Geopolitical uncertainty also weighed on sentiment. Conflicting statements from U.S. President Donald Trump and Iran left investors with limited clarity on the prospects for a near-term resolution to the month-long conflict, a dynamic that contributed to persistently higher crude prices.

Higher oil supported energy-price concerns and directly affected sectors sensitive to fuel costs. Travel stocks were among the weaker groups, falling 0.9% as travel-related margins face pressure from elevated crude. Industrials slipped 0.9% and banks declined about 1%, reflecting growth worries alongside rising yields and repricing of future rate paths.

Retail names drew attention after corporate results. Swedish apparel group H&M dropped 4.8% after quarterly sales came in below expectations, while Next climbed 5.5% following a modest upward revision to its annual profit guidance. These divergent outcomes left the retail segment with mixed signals on consumer demand and margin trajectories.

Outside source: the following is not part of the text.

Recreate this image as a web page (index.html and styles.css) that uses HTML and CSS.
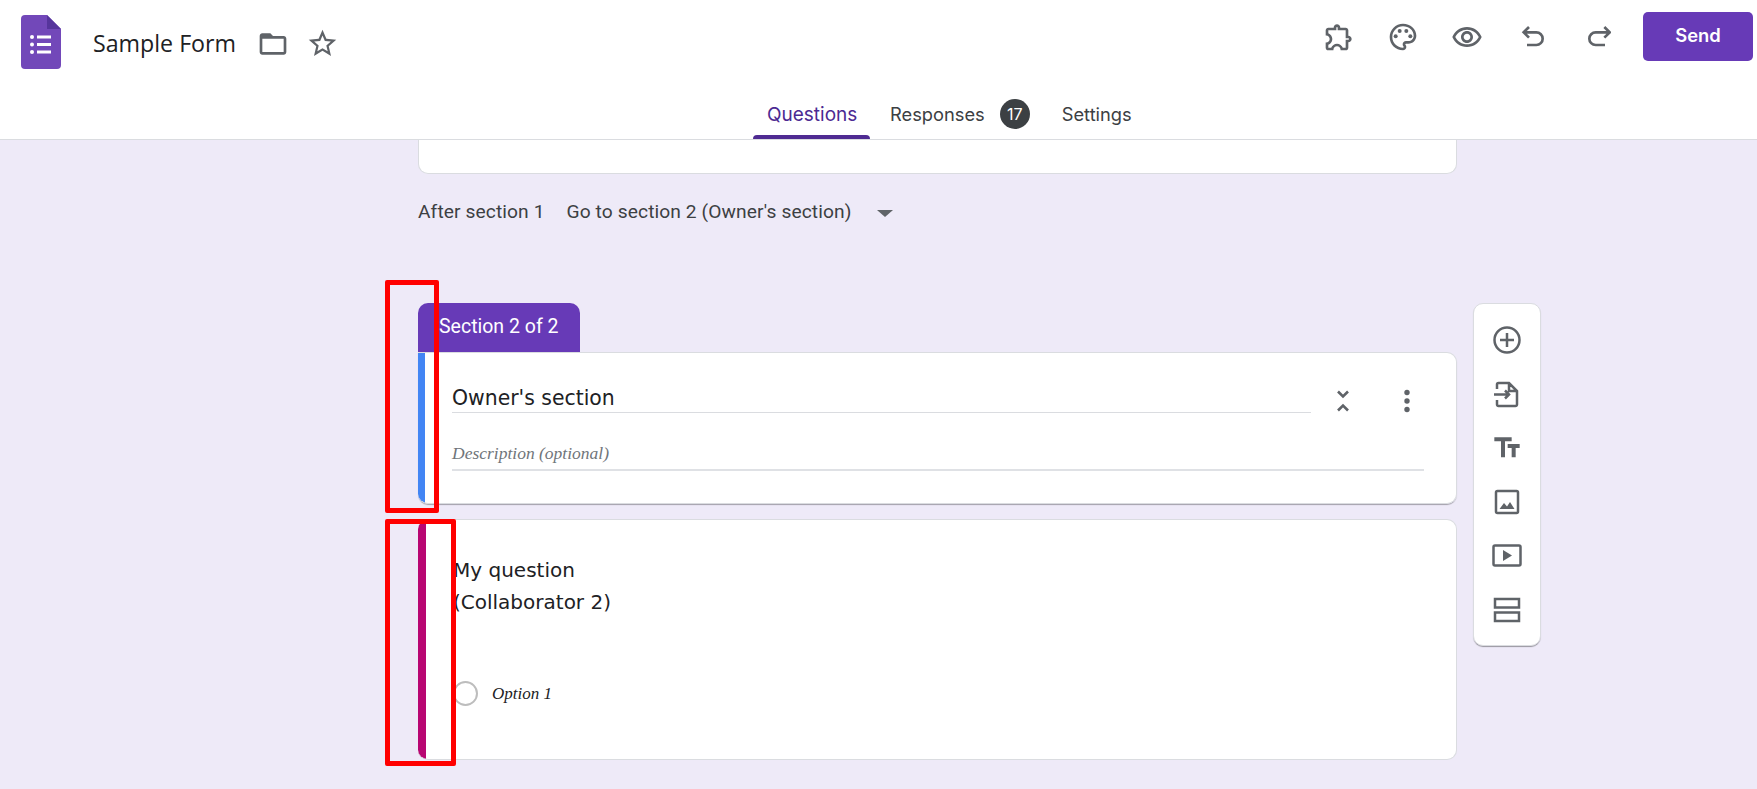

Overall, investors entered the session contending with the twin influences of prospective monetary tightening and an unsettled geopolitical backdrop, both of which are shaping near-term market positioning across interest-rate sensitive and consumer-facing sectors.

Risks

  • Near-term ECB policy action - a potential April rate hike could raise funding costs and weigh on banks, real estate and growth stocks.
  • Prolonged Middle East tensions - continued uncertainty and higher crude prices could pressure travel, industrials and consumer margins.
  • Rising short-term bond yields - higher yields may further compress equity valuations, particularly for interest-rate sensitive sectors.